Aim |
Please copy out exactly, and only, the lines between the line with "Reproduce this screenshot as" and the line with "0.500L25 5.500M25 .5L20", both included. Pictures are to be omitted.

* BEGIN Listed entries *

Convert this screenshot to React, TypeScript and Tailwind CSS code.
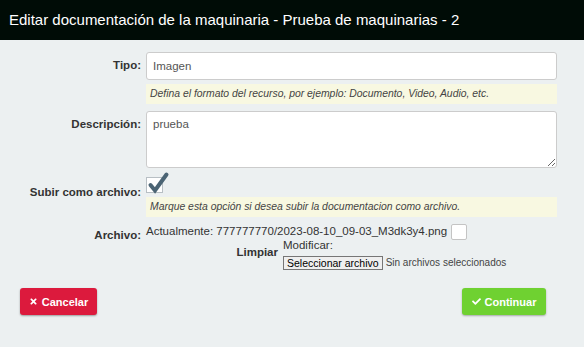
import React from 'react';
import { FaTimes, FaCheck } from 'react-icons/fa';

const font = { fontFamily: '"Liberation Sans", Arial, sans-serif' };

const Hint: React.FC<{ children: React.ReactNode }> = ({ children }) => (
  <div className="mt-[4px] h-[20px] bg-[#f8f8e1] pl-[4px] text-[10.4px] italic leading-[20px] text-[#444]">
    {children}
  </div>
);

const App: React.FC = () => {
  return (
    <div className="flex h-[347px] w-[584px] flex-col bg-[#ecf0f1]" style={font}>
      {/* Header */}
      <header className="flex h-[40px] items-center bg-[#000c06] pl-[9px]">
        <h1 className="text-[15px] text-white">Editar documentación de la maquinaria - Prueba de maquinarias - 2</h1>
      </header>

      {/* Tipo */}
      <div className="mt-[12px] flex">
        <label className="w-[141px] pt-[5px] text-right text-[11.5px] font-bold text-[#333]">Tipo:</label>
        <div className="ml-[5px] w-[411px]">
          <input
            readOnly
            value="Imagen"
            className="h-[28px] w-full rounded-[3px] border border-[#ccc] bg-white px-[6px] text-[11.5px] text-[#555] outline-none"
          />
          <Hint>Defina el formato del recurso, por ejemplo: Documento, Video, Audio, etc.</Hint>
        </div>
      </div>

      {/* Descripcion */}
      <div className="mt-[7px] flex">
        <label className="w-[141px] pt-[5px] text-right text-[11.5px] font-bold text-[#333]">Descripción:</label>
        <div className="ml-[5px] w-[411px]">
          <textarea
            readOnly
            value="prueba"
            className="block h-[57px] w-full rounded-[3px] border border-[#ccc] bg-white px-[6px] py-[4px] text-[11.5px] text-[#555] outline-none"
          />
        </div>
      </div>

      {/* Subir como archivo */}
      <div className="mt-[9px] flex">
        <label className="w-[141px] pt-[7px] text-right text-[11.5px] font-bold text-[#333]">Subir como archivo:</label>
        <div className="ml-[5px] w-[411px]">
          <div className="relative h-[16px] w-[17px] border border-[#b8bfc4] bg-white">
            <svg className="absolute left-[1px] top-[-5px] overflow-visible" width="20" height="20" viewBox="0 0 20 20">
              <path d="M2.5 12 L7 17.5 L18.5 1.5" fill="none" stroke="#4b6474" strokeWidth="4" strokeLinecap="round" strokeLinejoin="miter" />
            </svg>
          </div>
          <Hint>Marque esta opción si desea subir la documentacion como archivo.</Hint>
        </div>
      </div>

      {/* Archivo */}
      <div className="mt-[6px] flex">
        <label className="w-[141px] pt-[4px] text-right text-[11.5px] font-bold text-[#333]">Archivo:</label>
        <div className="ml-[5px] w-[411px] text-[11.5px] text-[#333]">
          <div className="flex items-center">
            <span>Actualmente: 777777770/2023-08-10_09-03_M3dk3y4.png</span>
            <span className="ml-[4px] h-[16px] w-[16px] rounded-[2px] border border-[#c4c4c4] bg-white" />
          </div>
          <div className="flex">
            <span className="w-[132px] pt-[4px] text-right font-bold">Limpiar</span>
            <div className="ml-[5px]">
              <div className="-mt-[2px] leading-[14px]">Modificar:</div>
              <div className="mt-[3px] flex items-center">
                <span className="border border-[#767676] bg-[#efefef] px-[3px] text-[10.5px] leading-[12px] text-black">Seleccionar archivo</span>
                <span className="ml-[3px] text-[10px] text-[#444]">Sin archivos seleccionados</span>
              </div>
            </div>
          </div>
        </div>
      </div>

      {/* Buttons */}
      <div className="ml-[20px] mr-[38px] mt-[18px] flex justify-between">
        <button className="flex h-[27px] w-[77px] items-center justify-center gap-[4px] rounded-[3px] bg-[#dc1a3d] text-[11px] font-bold text-white shadow-[0_1px_2px_rgba(0,0,0,0.35)]">
          <FaTimes className="h-[9px] w-[9px]" />
          Cancelar
        </button>
        <button className="flex h-[27px] w-[84px] items-center justify-center gap-[4px] rounded-[3px] bg-[#6fd131] text-[11px] font-bold text-white shadow-[0_1px_2px_rgba(0,0,0,0.3)]">
          <FaCheck className="h-[9px] w-[9px]" />
          Continuar
        </button>
      </div>
    </div>
  );
};

export default App;
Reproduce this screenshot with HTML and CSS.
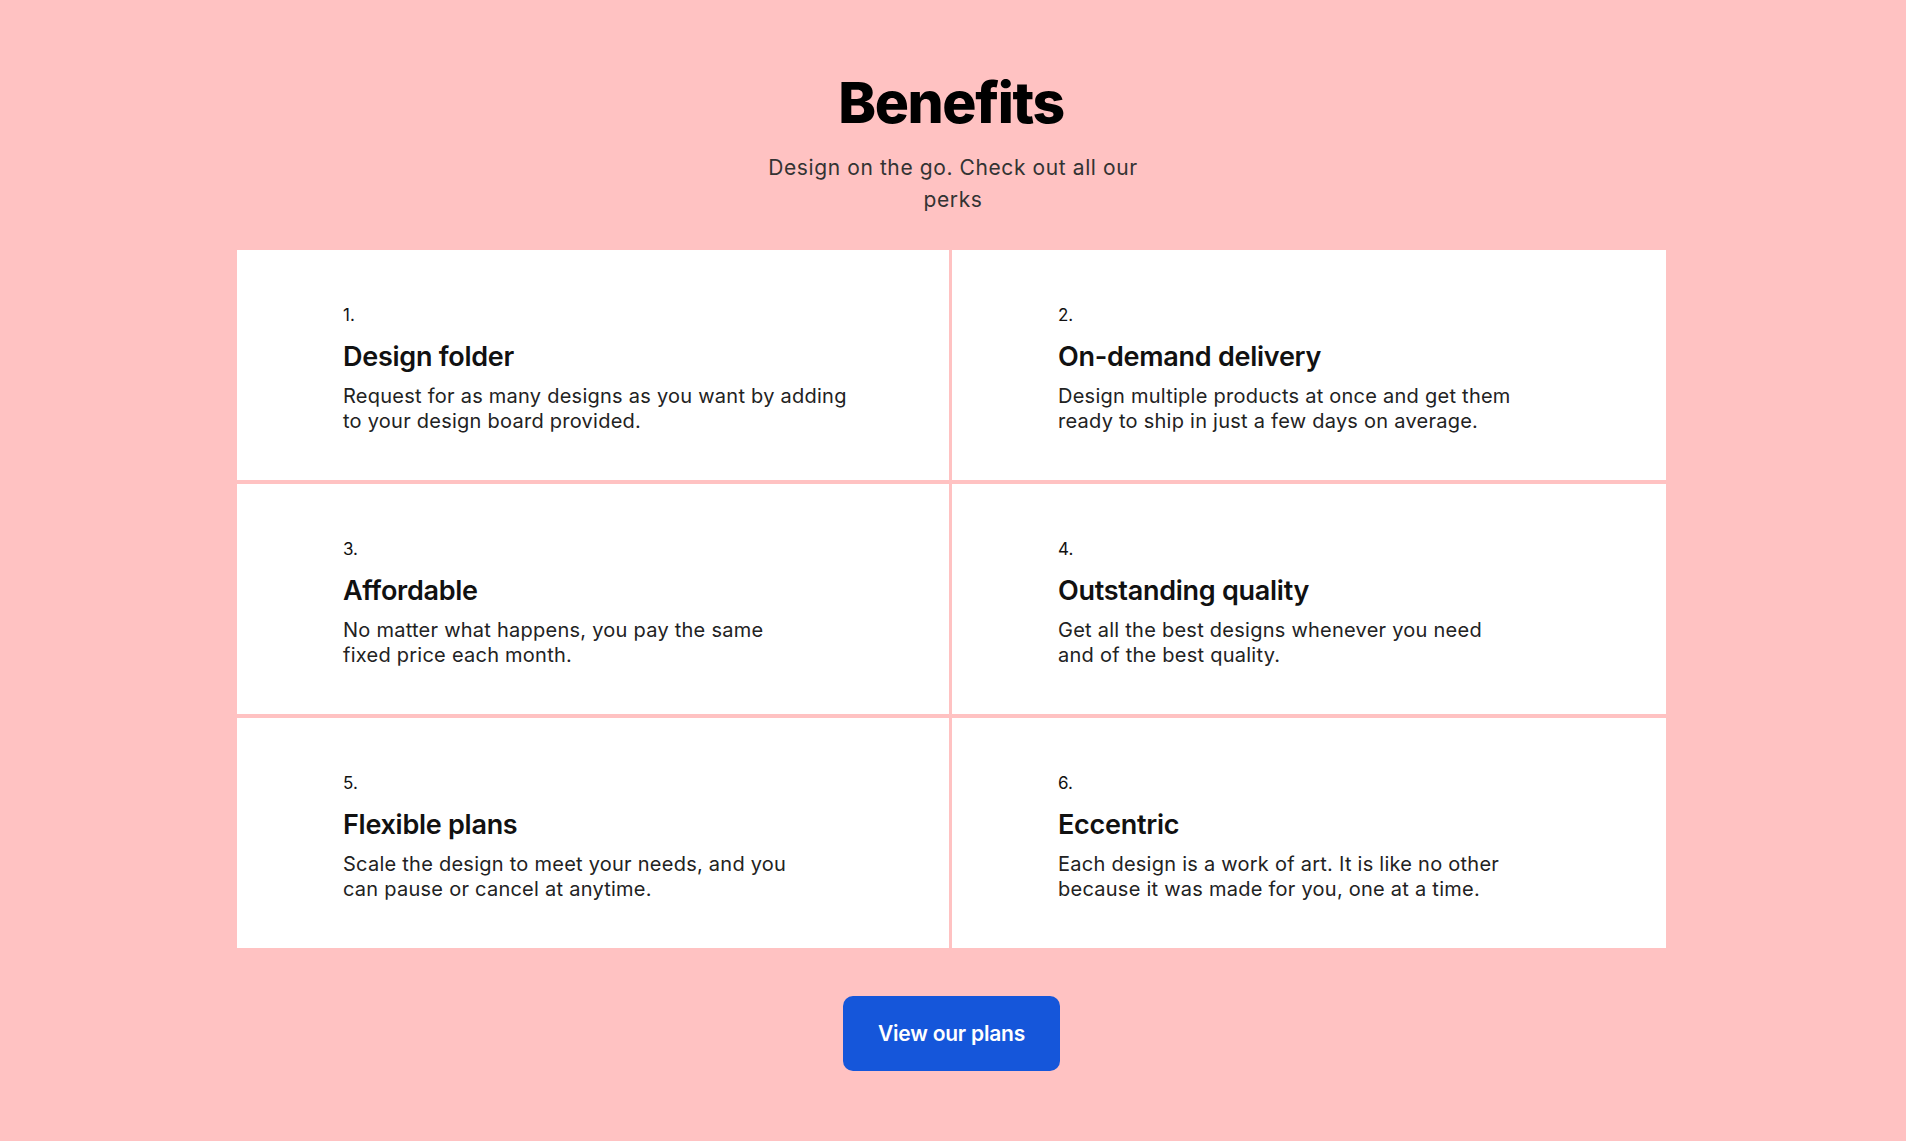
FILE: index.html
```html
<!DOCTYPE html>
<html lang="en">
<head>
<meta charset="utf-8">
<title>Benefits</title>
<link rel="stylesheet" href="styles.css">
</head>
<body>
<section class="benefits">
  <h1 class="title">Benefits</h1>
  <p class="subtitle">Design on the go. Check out all our perks</p>
  <div class="grid">
    <div class="card">
      <div class="num">1.</div>
      <h3 class="card-title">Design folder</h3>
      <p class="desc">Request for as many designs as you want by adding<br>to your design board provided.</p>
    </div>
    <div class="card">
      <div class="num">2.</div>
      <h3 class="card-title">On-demand delivery</h3>
      <p class="desc">Design multiple products at once and get them<br>ready to ship in just a few days on average.</p>
    </div>
    <div class="card">
      <div class="num">3.</div>
      <h3 class="card-title">Affordable</h3>
      <p class="desc">No matter what happens, you pay the same<br>fixed price each month.</p>
    </div>
    <div class="card">
      <div class="num">4.</div>
      <h3 class="card-title">Outstanding quality</h3>
      <p class="desc">Get all the best designs whenever you need<br>and of the best quality.</p>
    </div>
    <div class="card">
      <div class="num">5.</div>
      <h3 class="card-title">Flexible plans</h3>
      <p class="desc">Scale the design to meet your needs, and you<br>can pause or cancel at anytime.</p>
    </div>
    <div class="card">
      <div class="num">6.</div>
      <h3 class="card-title">Eccentric</h3>
      <p class="desc">Each design is a work of art. It is like no other<br>because it was made for you, one at a time.</p>
    </div>
  </div>
  <a class="btn" href="#">View our plans</a>
</section>
</body>
</html>
```
FILE: styles.css
```css
* { box-sizing: border-box; }
html, body {
  margin: 0;
  padding: 0;
  background: #ffc2c2;
}
body {
  font-family: Inter, "Noto Sans", sans-serif;
  color: #111;
  min-height: 1141px;
}
.benefits {
  display: flex;
  flex-direction: column;
  align-items: center;
  padding-top: 72px;
}
.title {
  margin: 0;
  font-size: 57px;
  line-height: 1.1;
  font-weight: 800;
  letter-spacing: -0.025em;
  color: #000;
  transform: translateX(-2px);
}
.subtitle {
  margin: 17px 0 0;
  width: 420px;
  text-align: center;
  font-size: 21px;
  line-height: 32px;
  letter-spacing: 0.6px;
  color: #333;
}
.grid {
  margin-top: 34px;
  margin-right: 3px;
  width: 1429px;
  display: grid;
  grid-template-columns: 712px 714px;
  grid-auto-rows: 230px;
  column-gap: 3px;
  row-gap: 4px;
}
.card {
  background: #fff;
  padding: 54px 40px 0 106px;
}
.num {
  font-size: 17px;
  line-height: 22px;
  color: #111;
}
.card-title {
  margin: 15px 0 0;
  font-size: 27px;
  line-height: 1.2;
  font-weight: 600;
  letter-spacing: -0.01em;
  color: #111;
}
.desc {
  margin: 11px 0 0;
  font-size: 20px;
  line-height: 25px;
  letter-spacing: 0.25px;
  color: #222;
}
.btn {
  margin-top: 48px;
  margin-right: 3px;
  width: 217px;
  height: 75px;
  display: flex;
  align-items: center;
  justify-content: center;
  background: #1556da;
  border-radius: 10px;
  color: #fff;
  text-decoration: none;
  font-size: 21px;
  font-weight: 600;
  letter-spacing: -0.01em;
}
```
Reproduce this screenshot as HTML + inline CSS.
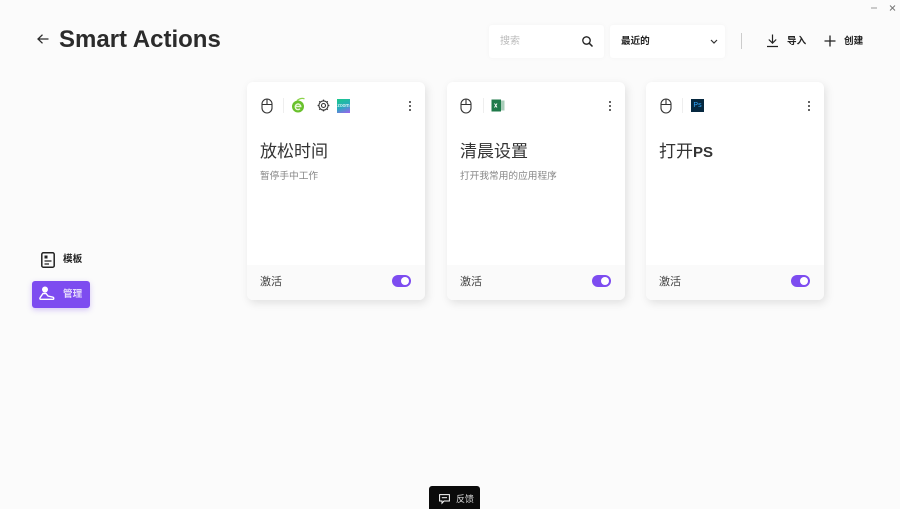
<!DOCTYPE html>
<html><head><meta charset="utf-8">
<style>
*{box-sizing:border-box;margin:0;padding:0}
html,body{width:900px;height:509px;overflow:hidden;background:#fbfbfb;font-family:"Liberation Sans","Noto Sans CJK SC",sans-serif;color:#2b2b2b}
.a{position:absolute}
svg{position:absolute;overflow:visible}
.box{position:absolute;background:#fff;border-radius:3px;box-shadow:0 0 4px rgba(0,0,0,.04)}
.card{position:absolute;top:82px;width:178px;height:218px;background:#fff;border-radius:6px;box-shadow:2px 3px 9px rgba(0,0,0,.11);overflow:hidden}
.foot{position:absolute;left:0;right:0;bottom:0;height:35px;background:#fafafa}
.foot span{position:absolute;left:13px;top:8px;font-size:11px;line-height:18px;color:#444}
.tg{position:absolute;left:145px;top:10px;width:19px;height:12px;border-radius:6px;background:#7d4cf0}
.tg i{position:absolute;right:2px;top:2px;width:8px;height:8px;border-radius:50%;background:#fff}
.t{position:absolute;left:13px;top:58px;font-size:17px;line-height:24px;color:#333;white-space:nowrap}
.s{position:absolute;left:13px;top:88px;font-size:9.700px;line-height:14px;color:#888;white-space:nowrap}
.dv{position:absolute;left:36px;top:16px;width:1px;height:15px;background:#eee}
.dots{position:absolute;left:162px;top:18.500px;width:2.400px;height:2.400px;border-radius:50%;background:#333;box-shadow:0 4px 0 #333,0 8px 0 #333}
.b{font-weight:700;font-size:9.600px;line-height:14px;color:#222;white-space:nowrap;position:absolute}
</style></head><body>

<svg style="left:870px;top:5px" width="24" height="6" viewBox="0 0 24 6"><path d="M1 3H7" stroke="#999" stroke-width="1"/><path d="M20 0.500L25 5.500M25 .5L20 5.500" stroke="#777" stroke-width="1"/></svg>

<svg style="left:36px;top:32px" width="14" height="14" viewBox="0 0 14 14"><path d="M12.500 7H2M6.500 2.700L2 7L6.500 11.300" fill="none" stroke="#2b2b2b" stroke-width="1.300"/></svg>
<div class="a" style="left:59px;top:24px;font-size:24px;line-height:32px;font-weight:700;color:#2b2b2b;white-space:nowrap">Smart Actions</div>

<div class="box" style="left:489px;top:25px;width:115px;height:33px"></div>
<div class="a" style="left:500px;top:35px;font-size:10px;line-height:14px;color:#bbb">搜索</div>
<svg style="left:581px;top:35px" width="13" height="13" viewBox="0 0 13 13"><circle cx="5.500" cy="5.500" r="3.700" fill="none" stroke="#222" stroke-width="1.300"/><path d="M8.300 8.300L11.500 11.500" stroke="#222" stroke-width="1.500"/></svg>
<div class="box" style="left:610px;top:25px;width:115px;height:33px"></div>
<div class="b" style="left:621px;top:35px">最近的</div>
<svg style="left:710px;top:39px" width="8" height="5" viewBox="0 0 8 5"><path d="M1 1L4 4L7 1" fill="none" stroke="#333" stroke-width="1.200"/></svg>
<div class="a" style="left:741px;top:33px;width:1px;height:16px;background:#ccc"></div>
<svg style="left:766px;top:34px" width="13" height="14" viewBox="0 0 13 14"><path d="M6.500 0.500V9M2.800 5.500L6.500 9.200L10.200 5.500M1 12.500H12" fill="none" stroke="#222" stroke-width="1.200"/></svg>
<div class="b" style="left:787px;top:35px">导入</div>
<svg style="left:824px;top:35px" width="12" height="12" viewBox="0 0 12 12"><path d="M6 .5V11.500M.5 6H11.500" stroke="#222" stroke-width="1.300"/></svg>
<div class="b" style="left:844px;top:35px">创建</div>

<svg style="left:41px;top:252px" width="14" height="16" viewBox="0 0 14 16"><rect x=".8" y=".8" width="12.400" height="14.400" rx="1.500" fill="none" stroke="#222" stroke-width="1.500"/><rect x="3.500" y="3.500" width="3" height="3" fill="#222"/><path d="M3.500 9H10.500M3.500 12H8" stroke="#222" stroke-width="1.200"/></svg>
<div class="b" style="left:63px;top:253px">模板</div>
<div class="a" style="left:32px;top:281px;width:58px;height:27px;border-radius:3px;background:#7d4cf0;box-shadow:0 2px 6px rgba(125,76,240,.3)"></div>
<svg style="left:39px;top:286px" width="16" height="15" viewBox="0 0 16 15"><circle cx="6" cy="3.500" r="3" fill="#fff"/><path d="M4 7.500H7L9 10L14 11.200C15 11.500 15 13.300 14 13.300H1.500C.7 13.300 .7 12.300 1.200 11.500Z" fill="none" stroke="#fff" stroke-width="1.400"/></svg>
<div class="b" style="left:63px;top:288px;color:#e4dafc">管理</div>

<div class="card" style="left:247px">
<svg style="left:14px;top:16px" width="12" height="16" viewBox="0 0 12 16"><rect x="1" y="1" width="10" height="14" rx="5" fill="none" stroke="#333" stroke-width="1.100"/><path d="M1 6.500H11M6 1V6.500" stroke="#333" stroke-width="1.100"/></svg>
<div class="dv"></div>
<svg style="left:45px;top:16px" width="13" height="15" viewBox="0 0 13 15"><circle cx="6" cy="8.500" r="6" fill="#69c12c"/><path d="M3.500 8.500H8.800A2.800 2.800 0 1 0 8 10.800" fill="none" stroke="#e8f6d8" stroke-width="1.400"/><path d="M5 2.500Q9-.5 12.500 .8" fill="none" stroke="#8bd34a" stroke-width="1.200"/></svg>
<svg style="left:70px;top:17px" width="13" height="13" viewBox="0 0 13 13"><circle cx="6.500" cy="6.500" r="2" fill="none" stroke="#333" stroke-width="1.100"/><circle cx="6.500" cy="6.500" r="4.600" fill="none" stroke="#333" stroke-width="1.100"/><path d="M6.500 .6V2M6.500 11V12.400M.6 6.500H2M11 6.500H12.400M2.300 2.300L3.300 3.300M9.700 9.700L10.700 10.700M2.300 10.700L3.300 9.700M9.700 3.300L10.700 2.300" stroke="#333" stroke-width="1.300"/></svg>
<div class="a" style="left:90px;top:17px;width:13px;height:14px;background:linear-gradient(160deg,#19c98a 0%,#2aa9c0 55%,#a35ff0 100%);color:#fff;font-size:5px;line-height:14px;text-align:center;overflow:hidden">zoom</div>
<div class="dots"></div>
<div class="t">放松时间</div>
<div class="s">暂停手中工作</div>
<div class="foot"><span>激活</span><div class="tg"><i></i></div></div>
</div>

<div class="card" style="left:447px">
<svg style="left:13px;top:16px" width="12" height="16" viewBox="0 0 12 16"><rect x="1" y="1" width="10" height="14" rx="5" fill="none" stroke="#333" stroke-width="1.100"/><path d="M1 6.500H11M6 1V6.500" stroke="#333" stroke-width="1.100"/></svg>
<div class="dv"></div>
<svg style="left:44px;top:17px" width="14" height="13" viewBox="0 0 14 13"><rect x="6" y="1.500" width="7.500" height="10" fill="#a9cdb9"/><rect x="0.500" y="0.500" width="9.500" height="12" fill="#1f7a4a"/><path d="M3.500 4.500L6 8.500M6 4.500L3.500 8.500" stroke="#fff" stroke-width=".9"/></svg>
<div class="dots"></div>
<div class="t">清晨设置</div>
<div class="s">打开我常用的应用程序</div>
<div class="foot"><span>激活</span><div class="tg"><i></i></div></div>
</div>

<div class="card" style="left:646px">
<svg style="left:14px;top:16px" width="12" height="16" viewBox="0 0 12 16"><rect x="1" y="1" width="10" height="14" rx="5" fill="none" stroke="#333" stroke-width="1.100"/><path d="M1 6.500H11M6 1V6.500" stroke="#333" stroke-width="1.100"/></svg>
<div class="dv"></div>
<div class="a" style="left:45px;top:17px;width:13px;height:13px;background:#06283f;color:#31a8ff;font-size:7px;line-height:13px;text-align:center;font-weight:400">Ps</div>
<div class="dots"></div>
<div class="t">打开<b style="font-weight:700;font-size:15px">PS</b></div>
<div class="foot"><span>激活</span><div class="tg"><i></i></div></div>
</div>

<div class="a" style="left:429px;top:486px;width:51px;height:23px;background:#0b0b0b;border-radius:3px 3px 0 0"></div>
<svg style="left:439px;top:494px" width="11" height="10" viewBox="0 0 11 10"><path d="M.6 .6H10.400V7H5L3 9.200V7H.6Z" fill="none" stroke="#fff" stroke-width="1"/><path d="M2.800 3.700H8" stroke="#fff" stroke-width="1"/></svg>
<div class="a" style="left:456px;top:492px;font-size:9px;line-height:14px;color:#ddd;white-space:nowrap">反馈</div>
</body></html>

* END Listed entries *

Result of this task |
Reproduce this screenshot as HTML + inline CSS.
<!DOCTYPE html>
<html><head><meta charset="utf-8">
<style>
*{box-sizing:border-box;margin:0;padding:0}
html,body{width:900px;height:509px;overflow:hidden;background:#fbfbfb;font-family:"Liberation Sans","Noto Sans CJK SC",sans-serif;color:#2b2b2b}
.a{position:absolute}
svg{position:absolute;overflow:visible}
.box{position:absolute;background:#fff;border-radius:3px;box-shadow:0 0 4px rgba(0,0,0,.04)}
.card{position:absolute;top:82px;width:178px;height:218px;background:#fff;border-radius:6px;box-shadow:2px 3px 9px rgba(0,0,0,.11);overflow:hidden}
.foot{position:absolute;left:0;right:0;bottom:0;height:35px;background:#fafafa}
.foot span{position:absolute;left:13px;top:8px;font-size:11px;line-height:18px;color:#444}
.tg{position:absolute;left:145px;top:10px;width:19px;height:12px;border-radius:6px;background:#7d4cf0}
.tg i{position:absolute;right:2px;top:2px;width:8px;height:8px;border-radius:50%;background:#fff}
.t{position:absolute;left:13px;top:58px;font-size:17px;line-height:24px;color:#333;white-space:nowrap}
.s{position:absolute;left:13px;top:88px;font-size:9.700px;line-height:14px;color:#888;white-space:nowrap}
.dv{position:absolute;left:36px;top:16px;width:1px;height:15px;background:#eee}
.dots{position:absolute;left:162px;top:18.500px;width:2.400px;height:2.400px;border-radius:50%;background:#333;box-shadow:0 4px 0 #333,0 8px 0 #333}
.b{font-weight:700;font-size:9.600px;line-height:14px;color:#222;white-space:nowrap;position:absolute}
</style></head><body>

<svg style="left:870px;top:5px" width="24" height="6" viewBox="0 0 24 6"><path d="M1 3H7" stroke="#999" stroke-width="1"/><path d="M20 0.500L25 5.500M25 .5L20 5.500" stroke="#777" stroke-width="1"/></svg>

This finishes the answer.